For Eastern Europeans, the picture is much gloomier. Far from being subsidized by Brussels, you are bearing the additional costs of their taxes and regulations, without receiving any handouts that are worth a damn. Maybe if you are Bulgarian or Romanian, you are still poor enough that you will benefit from some handouts, in which case it’s best to re-elect neo-Communists regularly so you stay in Brussels’ good books and don’t get too rich, which would make the handouts cease.

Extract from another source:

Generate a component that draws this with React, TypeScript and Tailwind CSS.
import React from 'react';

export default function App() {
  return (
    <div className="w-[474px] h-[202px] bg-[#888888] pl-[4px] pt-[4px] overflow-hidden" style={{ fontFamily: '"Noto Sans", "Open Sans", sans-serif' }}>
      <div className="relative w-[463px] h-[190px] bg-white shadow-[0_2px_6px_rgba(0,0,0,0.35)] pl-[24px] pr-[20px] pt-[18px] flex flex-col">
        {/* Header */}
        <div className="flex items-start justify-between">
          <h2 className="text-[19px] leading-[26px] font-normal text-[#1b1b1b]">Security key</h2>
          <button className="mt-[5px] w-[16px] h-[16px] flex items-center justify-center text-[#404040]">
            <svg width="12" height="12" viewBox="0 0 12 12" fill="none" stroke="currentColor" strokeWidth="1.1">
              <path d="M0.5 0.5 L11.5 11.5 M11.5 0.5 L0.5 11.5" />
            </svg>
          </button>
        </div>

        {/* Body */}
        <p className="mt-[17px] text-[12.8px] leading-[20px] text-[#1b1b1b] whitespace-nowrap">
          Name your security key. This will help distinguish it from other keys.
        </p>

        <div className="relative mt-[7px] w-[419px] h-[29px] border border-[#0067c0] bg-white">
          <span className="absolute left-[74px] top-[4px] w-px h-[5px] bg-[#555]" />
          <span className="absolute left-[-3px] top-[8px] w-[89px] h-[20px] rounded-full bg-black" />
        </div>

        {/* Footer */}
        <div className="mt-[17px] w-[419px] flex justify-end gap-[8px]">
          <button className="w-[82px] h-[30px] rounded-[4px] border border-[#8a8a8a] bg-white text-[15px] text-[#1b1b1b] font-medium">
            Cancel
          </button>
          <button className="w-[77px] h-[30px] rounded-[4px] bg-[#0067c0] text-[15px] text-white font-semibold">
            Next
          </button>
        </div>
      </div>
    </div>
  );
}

For the rest of Eastern Europe, however, nationalism is the way to go. You have sorted out your own economies sufficiently and installed enough capitalism that, while you may not yet be as rich as Italy or Spain, you are overhauling them fast. For you, the EU is a serious menace; it prevents you through regulation and taxes from growing as fast as you ought to, and it becomes very unpleasant and unfriendly when you elect a nationalist government. Yet nationalism is attractive to you; it reduces the number of refugees dumped on your social services, and allows you to create a free, independent destiny for your own people, who for thousands of years have been minions of generally incompetent larger empires.

As a Briton (by birth, though not current residence) I have an invitation for Eastern Europeans. Join us in an exit from the EU, perhaps forming a free trade zone together after we have left, adopting free-market low-regulation policies as you do so. Then we can be happy nationalists together, enjoying free market economies with good trading relations with the rest of the world, and immigration policies that preserve our unique national cultures and allow our people to become rich, fully employed and prosperous.

Eastern Europeans of the world, unite! You have nothing to lose but your Brussels bureaucrats!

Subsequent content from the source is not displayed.